The St. Johns River Water Management District does not issue outdoor irrigation restrictions as a paperwork formality. When they tighten the rules, it means the aquifer is stressed. A report this week from News4JAX confirms that is exactly where Northeast Florida sits right now: mandatory water restrictions are in effect across the region, driven by drought conditions that have persisted long enough to trigger formal management responses.
Most coverage of these restrictions focuses on lawn schedules and fine structures. That matters, but it's the smaller problem. The larger one is what a prolonged drought signals about the household water picture — storage, pressure, quality, and what happens if conditions worsen before the summer rainy season arrives.
What's actually changing
Northeast Florida's water supply depends heavily on the Floridan Aquifer System, one of the most productive aquifers in the world. It has also been under sustained pressure from population growth along the I-95 corridor, agricultural draw, and back-to-back dry stretches. When the Water Management District escalates restrictions, it's responding to real drawdown data — not calendar dates.
Restrictions at Phase 1 or Phase 2 typically limit irrigation to one or two days per week. What they do not do is reduce pressure at your tap or change the quality of treated municipal water in the short term. The risk to households isn't the restriction itself. It's what comes after if conditions persist: well interference for rural and exurban homes, potential low-pressure events in older distribution systems, and the compounding stress of a drought-weakened infrastructure entering hurricane season with less slack.
For the roughly 20 percent of Florida households that rely on private wells — concentrated in St. Johns, Clay, Nassau, and Putnam counties — this is not abstract. Shallow wells can drop below pump intake during sustained drought. That is a real disruption, and it can happen without much warning.
What we'd actually do
Audit your actual water consumption this week, not your irrigation schedule. Pull your last two utility bills and calculate daily household gallons per person. The EPA's WaterSense benchmark is roughly 80 gallons per person per day for indoor use. If you're running significantly above that, identify the sources — older toilets, long showers, appliances — before restrictions force the issue. Knowing your baseline means you'll notice an anomaly (a slow leak, a running toilet) before it becomes a bill surprise or a pressure issue.
If you have a private well, check your water table data before summer. The St. Johns River Water Management District publishes near-real-time groundwater level data through its online monitoring network. Find the station closest to your property and note where levels are relative to historical lows for this time of year. If you're already near a 10-year low and it's only May, talk to a licensed well contractor now — before the summer rush — about whether your pump depth is adequate. Reactive calls in August cost more and wait longer.

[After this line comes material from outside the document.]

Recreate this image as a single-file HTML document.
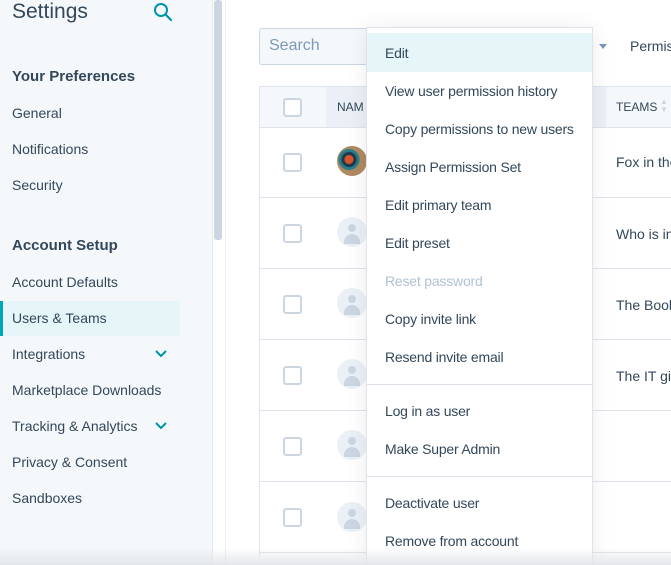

Store a meaningful short-term water reserve, not a symbolic one. Seven gallons per person is the emergency minimum. A family of four needs 28 gallons just to cover 72 hours of drinking and cooking. A case of bottled water is not a water plan. Fill two or three clean seven-gallon Reliance or Aqua-Tainer containers (about $12–$18 each at most hardware stores), treat them with a small amount of unscented liquid bleach at the label's recommended rate, and rotate them every six months. This is not prepper theater — it's the same preparation the Florida Division of Emergency Management recommends before any June–November storm.
Know your local restriction phase and set a calendar reminder to check for escalation. The St. Johns River Water Management District posts current restriction phases by county at sjrwmd.com. Bookmark it. Drought conditions in Florida can shift quickly in either direction once the rainy season begins — but if it doesn't begin on schedule, you want to know before your district moves to Phase 3, which typically includes indoor water use guidance. Knowing early gives you options.
The bigger picture
Florida's water challenges are not new, and they are not going away. The aquifer that supplies Northeast Florida has supported the region through decades of rapid growth, but that growth has not stopped. Drought years sharpen a stress that exists in wetter years too, just more quietly.
None of this argues for panic-buying filters or drilling a backup well this weekend. It argues for the same thing we've always argued for on this site: understanding your actual exposure, building a modest cushion, and knowing who to call when the situation changes. A household that audits its water use, checks groundwater data, and keeps 30 gallons of clean water on hand has a meaningfully different risk profile than one that doesn't. That's a Monday evening of effort.
Durability doesn't require a bunker. It requires paying attention while the signal is still calm.